This is not exactly a newspaper article; so if that’s what you came for, you should probably leave. On the other hand, if you’re up for some introspective ramblings about poetry, stick around.
I ran across Dana Gioia’s “Prayer” recently. It’s the kind of poem that makes you shiver, which is rare.
Part of its beauty no doubt stems from its context — Gioia wrote the poem after the death of his infant son. Several of the poems from Gioia’s collection “The Gods of Winter” circle around this loss, but “Prayer” especially struck me.
He paints a beautiful scene first, and then offers his prayer to the “seducer, healer, deity or thief” who stole his son.

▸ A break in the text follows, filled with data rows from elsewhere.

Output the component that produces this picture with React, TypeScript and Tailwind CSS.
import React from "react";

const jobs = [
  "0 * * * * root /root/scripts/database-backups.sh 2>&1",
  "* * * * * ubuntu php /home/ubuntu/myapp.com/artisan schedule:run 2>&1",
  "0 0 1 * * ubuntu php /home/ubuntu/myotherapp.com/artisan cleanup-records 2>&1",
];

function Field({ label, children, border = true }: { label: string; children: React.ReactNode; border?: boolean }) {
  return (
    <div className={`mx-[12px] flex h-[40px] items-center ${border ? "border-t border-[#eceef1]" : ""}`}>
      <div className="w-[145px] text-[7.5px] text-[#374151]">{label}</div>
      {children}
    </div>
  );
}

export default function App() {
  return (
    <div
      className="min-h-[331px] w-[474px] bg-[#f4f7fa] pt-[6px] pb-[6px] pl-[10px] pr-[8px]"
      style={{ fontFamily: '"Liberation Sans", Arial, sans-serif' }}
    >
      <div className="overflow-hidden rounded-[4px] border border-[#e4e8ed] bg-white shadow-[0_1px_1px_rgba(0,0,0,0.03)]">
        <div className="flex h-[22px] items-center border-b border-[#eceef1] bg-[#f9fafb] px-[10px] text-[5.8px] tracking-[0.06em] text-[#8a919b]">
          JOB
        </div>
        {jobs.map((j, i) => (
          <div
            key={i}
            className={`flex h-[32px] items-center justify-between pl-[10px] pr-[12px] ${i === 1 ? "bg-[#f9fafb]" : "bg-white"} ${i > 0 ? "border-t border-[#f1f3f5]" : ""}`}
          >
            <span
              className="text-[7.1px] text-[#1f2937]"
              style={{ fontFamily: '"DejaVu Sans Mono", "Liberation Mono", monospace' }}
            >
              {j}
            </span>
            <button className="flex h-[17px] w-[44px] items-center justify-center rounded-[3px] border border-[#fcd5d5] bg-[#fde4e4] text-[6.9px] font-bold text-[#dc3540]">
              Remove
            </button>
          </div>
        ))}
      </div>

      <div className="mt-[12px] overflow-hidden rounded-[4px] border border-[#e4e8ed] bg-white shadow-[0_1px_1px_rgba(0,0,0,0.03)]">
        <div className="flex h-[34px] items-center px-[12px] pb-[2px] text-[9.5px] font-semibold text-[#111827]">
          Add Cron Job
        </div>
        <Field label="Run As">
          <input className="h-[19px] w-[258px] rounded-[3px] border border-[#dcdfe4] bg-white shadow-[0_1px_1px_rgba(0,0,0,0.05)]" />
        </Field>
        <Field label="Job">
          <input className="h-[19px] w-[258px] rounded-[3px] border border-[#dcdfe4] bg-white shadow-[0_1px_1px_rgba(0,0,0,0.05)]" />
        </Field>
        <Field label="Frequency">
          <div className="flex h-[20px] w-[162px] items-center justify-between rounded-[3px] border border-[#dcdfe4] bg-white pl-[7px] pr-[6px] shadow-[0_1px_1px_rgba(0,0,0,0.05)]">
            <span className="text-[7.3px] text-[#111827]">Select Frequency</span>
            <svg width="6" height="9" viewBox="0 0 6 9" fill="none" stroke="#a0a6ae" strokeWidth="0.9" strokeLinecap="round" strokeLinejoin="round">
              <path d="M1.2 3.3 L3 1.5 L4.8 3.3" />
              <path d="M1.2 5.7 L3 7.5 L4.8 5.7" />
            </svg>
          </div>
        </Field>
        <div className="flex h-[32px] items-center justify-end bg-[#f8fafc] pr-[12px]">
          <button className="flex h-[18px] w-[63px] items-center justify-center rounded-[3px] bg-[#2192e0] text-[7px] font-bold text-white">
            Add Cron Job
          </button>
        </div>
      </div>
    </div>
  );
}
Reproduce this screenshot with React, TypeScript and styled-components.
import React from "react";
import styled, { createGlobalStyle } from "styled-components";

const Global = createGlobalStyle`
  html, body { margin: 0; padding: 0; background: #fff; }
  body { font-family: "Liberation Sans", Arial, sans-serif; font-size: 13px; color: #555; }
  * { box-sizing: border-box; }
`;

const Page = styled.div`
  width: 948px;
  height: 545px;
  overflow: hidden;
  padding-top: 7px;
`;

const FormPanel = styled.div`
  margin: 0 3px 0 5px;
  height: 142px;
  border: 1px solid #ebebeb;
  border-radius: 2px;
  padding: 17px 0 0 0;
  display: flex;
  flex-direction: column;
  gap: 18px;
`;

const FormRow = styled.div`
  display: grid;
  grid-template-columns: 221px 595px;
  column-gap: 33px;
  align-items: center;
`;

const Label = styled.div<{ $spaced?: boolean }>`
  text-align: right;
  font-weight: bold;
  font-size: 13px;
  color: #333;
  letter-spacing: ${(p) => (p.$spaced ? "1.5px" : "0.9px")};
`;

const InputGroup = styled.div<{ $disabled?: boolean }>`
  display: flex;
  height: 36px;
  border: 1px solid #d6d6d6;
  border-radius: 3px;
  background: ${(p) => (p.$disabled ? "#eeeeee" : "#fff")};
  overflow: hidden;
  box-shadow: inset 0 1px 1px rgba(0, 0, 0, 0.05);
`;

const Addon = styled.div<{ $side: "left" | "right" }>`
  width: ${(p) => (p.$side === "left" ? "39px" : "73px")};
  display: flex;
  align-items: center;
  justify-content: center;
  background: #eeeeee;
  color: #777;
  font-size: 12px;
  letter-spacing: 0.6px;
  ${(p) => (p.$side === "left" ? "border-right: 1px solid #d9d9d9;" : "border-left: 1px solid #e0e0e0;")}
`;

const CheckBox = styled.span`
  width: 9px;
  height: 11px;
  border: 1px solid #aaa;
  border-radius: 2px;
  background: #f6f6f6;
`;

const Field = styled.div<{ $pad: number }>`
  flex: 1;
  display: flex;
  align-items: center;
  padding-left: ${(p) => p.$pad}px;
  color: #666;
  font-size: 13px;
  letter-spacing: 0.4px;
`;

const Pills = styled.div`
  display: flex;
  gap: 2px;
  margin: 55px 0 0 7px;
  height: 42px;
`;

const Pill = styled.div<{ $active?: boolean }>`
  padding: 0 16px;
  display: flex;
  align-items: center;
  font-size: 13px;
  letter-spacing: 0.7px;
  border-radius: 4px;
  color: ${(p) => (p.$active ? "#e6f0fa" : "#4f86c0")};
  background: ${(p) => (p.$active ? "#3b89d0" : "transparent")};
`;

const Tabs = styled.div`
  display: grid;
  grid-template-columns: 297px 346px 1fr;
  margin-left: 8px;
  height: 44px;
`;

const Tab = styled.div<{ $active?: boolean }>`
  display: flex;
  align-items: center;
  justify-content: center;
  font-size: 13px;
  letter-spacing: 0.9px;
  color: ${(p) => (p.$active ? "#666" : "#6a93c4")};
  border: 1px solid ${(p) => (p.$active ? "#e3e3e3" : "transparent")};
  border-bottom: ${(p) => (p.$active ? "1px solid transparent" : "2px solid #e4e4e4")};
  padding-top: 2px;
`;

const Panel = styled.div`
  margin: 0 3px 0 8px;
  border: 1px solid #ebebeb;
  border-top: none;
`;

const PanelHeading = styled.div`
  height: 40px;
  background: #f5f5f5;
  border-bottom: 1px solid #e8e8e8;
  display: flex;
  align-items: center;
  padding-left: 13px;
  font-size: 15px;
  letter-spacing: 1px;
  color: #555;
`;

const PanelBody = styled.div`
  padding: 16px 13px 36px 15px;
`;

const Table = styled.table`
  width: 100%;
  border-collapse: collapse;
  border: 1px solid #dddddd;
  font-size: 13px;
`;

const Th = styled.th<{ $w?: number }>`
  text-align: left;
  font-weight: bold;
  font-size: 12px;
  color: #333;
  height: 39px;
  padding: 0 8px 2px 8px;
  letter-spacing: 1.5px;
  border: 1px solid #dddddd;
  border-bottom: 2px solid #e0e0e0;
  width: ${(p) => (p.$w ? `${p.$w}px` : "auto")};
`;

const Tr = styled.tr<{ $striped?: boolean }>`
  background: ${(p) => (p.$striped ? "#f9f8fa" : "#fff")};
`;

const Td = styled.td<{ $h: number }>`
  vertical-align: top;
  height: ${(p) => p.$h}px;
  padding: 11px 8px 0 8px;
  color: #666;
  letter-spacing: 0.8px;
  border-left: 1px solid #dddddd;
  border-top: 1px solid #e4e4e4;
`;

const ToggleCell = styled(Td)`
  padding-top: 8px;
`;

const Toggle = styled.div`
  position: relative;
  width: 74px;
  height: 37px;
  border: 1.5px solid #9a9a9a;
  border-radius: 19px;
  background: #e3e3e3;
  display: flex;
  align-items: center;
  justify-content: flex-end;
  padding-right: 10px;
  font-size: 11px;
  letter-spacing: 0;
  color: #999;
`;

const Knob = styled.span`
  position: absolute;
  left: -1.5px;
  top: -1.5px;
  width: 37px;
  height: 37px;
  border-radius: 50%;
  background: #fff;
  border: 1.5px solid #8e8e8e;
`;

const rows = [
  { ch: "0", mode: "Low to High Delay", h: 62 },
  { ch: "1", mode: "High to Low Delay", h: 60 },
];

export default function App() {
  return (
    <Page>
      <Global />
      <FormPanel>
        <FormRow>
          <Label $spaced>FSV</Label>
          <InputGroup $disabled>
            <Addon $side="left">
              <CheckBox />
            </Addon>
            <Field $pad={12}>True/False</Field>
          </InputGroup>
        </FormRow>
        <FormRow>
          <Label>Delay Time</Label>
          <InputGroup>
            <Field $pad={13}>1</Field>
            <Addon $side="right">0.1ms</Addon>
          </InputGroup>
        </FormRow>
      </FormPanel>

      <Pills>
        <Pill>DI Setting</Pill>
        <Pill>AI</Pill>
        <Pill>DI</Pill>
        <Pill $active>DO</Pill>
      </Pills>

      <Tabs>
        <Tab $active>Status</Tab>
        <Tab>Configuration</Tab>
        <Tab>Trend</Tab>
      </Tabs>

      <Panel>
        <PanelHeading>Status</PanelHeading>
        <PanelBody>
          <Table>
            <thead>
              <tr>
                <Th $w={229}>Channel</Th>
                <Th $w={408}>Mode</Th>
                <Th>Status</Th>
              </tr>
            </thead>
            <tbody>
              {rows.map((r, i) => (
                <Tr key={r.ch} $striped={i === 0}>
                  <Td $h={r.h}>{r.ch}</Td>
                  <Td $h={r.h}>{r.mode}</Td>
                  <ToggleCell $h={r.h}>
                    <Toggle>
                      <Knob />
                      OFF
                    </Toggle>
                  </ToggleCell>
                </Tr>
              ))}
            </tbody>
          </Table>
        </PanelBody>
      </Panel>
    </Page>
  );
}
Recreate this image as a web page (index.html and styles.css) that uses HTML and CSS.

“I will see you soon enough,” he says, “but until then I pray, watch over him as a mountain guards its covert ore and a harsh falcon its flightless young.”
Actually, I won’t just give you bits and pieces. This newspaper is now interactive — go read Dana Gioia’s “Prayer.” Or listen to the choral version with music by Morten Lauridsen. I’ll wait for you here.
Done? OK, I’ll continue now.
Gioia’s plea to the thief is truly beautiful in its simplicity (watch over him), but he adds an incredible modifier in the last line that colors in his loss — watch over him, as the harsh falcon watches over its flightless young. Watch over him as a mountain that guards the precious things held inside of it.
His son, his flightless infant, was stolen from him. And when reading his plea, it seems impossible not to reciprocate Gioia’s pain over the theft of something so beautiful, with so much potential.
Since reading Gioia’s “Prayer,” I’ve been thinking about living within the context of things stolen. Just by being alive, we’ve won a lottery. It’s cliché, yes, but life is precious. Countless people, the innumerable faceless masses of the dead, didn’t get to have as many days as you and I have, even at this unfinished point in our lives.
In a sense, our lives consist of stolen moments — stolen breaths, glances, kisses — moments the dead or those who will never be never had, or never will have.
The choreographer of entrances and exits is beyond us, but we are the dancers who move to the choreographer’s unknown rhythm. We, the living, have yet to exit.
And so perhaps it is our duty to live our lives dedicated to the beauty of our stolen moments, poems and songs to the departed.